Adequacy of Representation
The court examined the adequacy of representation requirement under Rule 23(a)(4), which involved assessing both Walker's capabilities as a representative and the qualifications of his counsel. The court noted that Calusa did not contest the adequacy of Walker's chosen counsel, who had extensive experience in class action lawsuits, particularly those involving FCRA claims. The court found that Walker demonstrated sufficient understanding of the legal issues at stake and aligned interests with the class members, countering Calusa's assertion that Walker's deposition contradicted his claims. Walker was adamant that the mailer lacked definitive terms and thus did not constitute a "firm offer." The court concluded that Walker’s comprehension of the situation and commitment to the case were adequate to protect the interests of the class, thereby meeting the adequacy requirement.

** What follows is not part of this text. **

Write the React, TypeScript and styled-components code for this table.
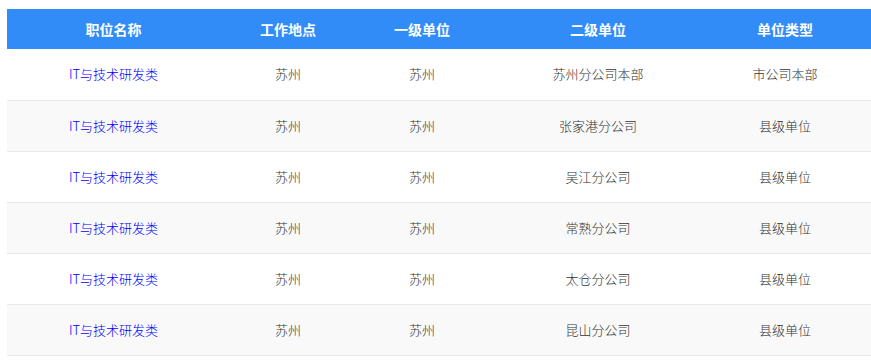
import React from "react";
import styled, { createGlobalStyle } from "styled-components";

const GlobalStyle = createGlobalStyle`
  html, body {
    margin: 0;
    padding: 0;
    background: #ffffff;
  }
  body {
    font-family: "Noto Sans CJK SC", "Noto Sans", sans-serif;
  }
`;

const Page = styled.div`
  padding: 9px 0 0 7px;
`;

const Table = styled.table`
  width: 864px;
  border-collapse: collapse;
  table-layout: fixed;
`;

const HeadRow = styled.tr`
  background: #328cf7;
  height: 40px;
`;

const HeadCell = styled.th<{ $last?: boolean }>`
  color: #ffffff;
  font-size: 14px;
  font-weight: 700;
  text-align: center;
  padding: 0 ${(p) => (p.$last ? "9px" : "0")} 0 0;
  line-height: 20px;
`;

const BodyRow = styled.tr<{ $striped: boolean }>`
  height: 51px;
  background: ${(p) => (p.$striped ? "#f9f9f9" : "#ffffff")};
  border-bottom: 1px solid #e8e8e8;
`;

const Cell = styled.td<{ $tone: "link" | "text"; $last?: boolean }>`
  font-size: 13px;
  font-weight: 300;
  text-align: center;
  color: ${(p) => (p.$tone === "link" ? "#0000ff" : "#333333")};
  padding: 0 ${(p) => (p.$last ? "9px" : "0")} 0 0;
  line-height: 18px;
`;

const columns = ["职位名称", "工作地点", "一级单位", "二级单位", "单位类型"];
const widths = [213, 136, 132, 220, 163];

const rows = [
  ["IT与技术研发类", "苏州", "苏州", "苏州分公司本部", "市公司本部"],
  ["IT与技术研发类", "苏州", "苏州", "张家港分公司", "县级单位"],
  ["IT与技术研发类", "苏州", "苏州", "吴江分公司", "县级单位"],
  ["IT与技术研发类", "苏州", "苏州", "常熟分公司", "县级单位"],
  ["IT与技术研发类", "苏州", "苏州", "太仓分公司", "县级单位"],
  ["IT与技术研发类", "苏州", "苏州", "昆山分公司", "县级单位"],
];

export default function App() {
  return (
    <>
      <GlobalStyle />
      <Page>
        <Table>
          <colgroup>
            {widths.map((w, i) => (
              <col key={i} style={{ width: w }} />
            ))}
          </colgroup>
          <thead>
            <HeadRow>
              {columns.map((c, i) => (
                <HeadCell key={c} $last={i === columns.length - 1}>
                  {c}
                </HeadCell>
              ))}
            </HeadRow>
          </thead>
          <tbody>
            {rows.map((r, ri) => (
              <BodyRow key={ri} $striped={ri % 2 === 1}>
                {r.map((v, ci) => (
                  <Cell
                    key={ci}
                    $tone={ci === 0 ? "link" : "text"}
                    $last={ci === r.length - 1}
                  >
                    {v}
                  </Cell>
                ))}
              </BodyRow>
            ))}
          </tbody>
        </Table>
      </Page>
    </>
  );
}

Predominance and Superiority
In addressing the requirements of Rule 23(b)(3), the court first evaluated the predominance of common questions over individual issues. The court determined that the essential facts were applicable to all class members and that individual variations regarding the amounts offered in the mailers did not significantly impact the legal questions at hand. The court ruled that the primary issues centered on whether Calusa accessed consumer credit reports without consent and whether the mailers constituted valid offers of credit under the FCRA. The court found that these common issues predominated over any individualized inquiries, thereby satisfying the predominance requirement. Furthermore, the superiority requirement was addressed, with the court recognizing that a class action would be a more efficient means of resolution compared to individual claims, especially given the small potential recovery for each class member. The court concluded that the class action was superior, as many individuals might not pursue their claims independently, reinforcing the appropriateness of class certification.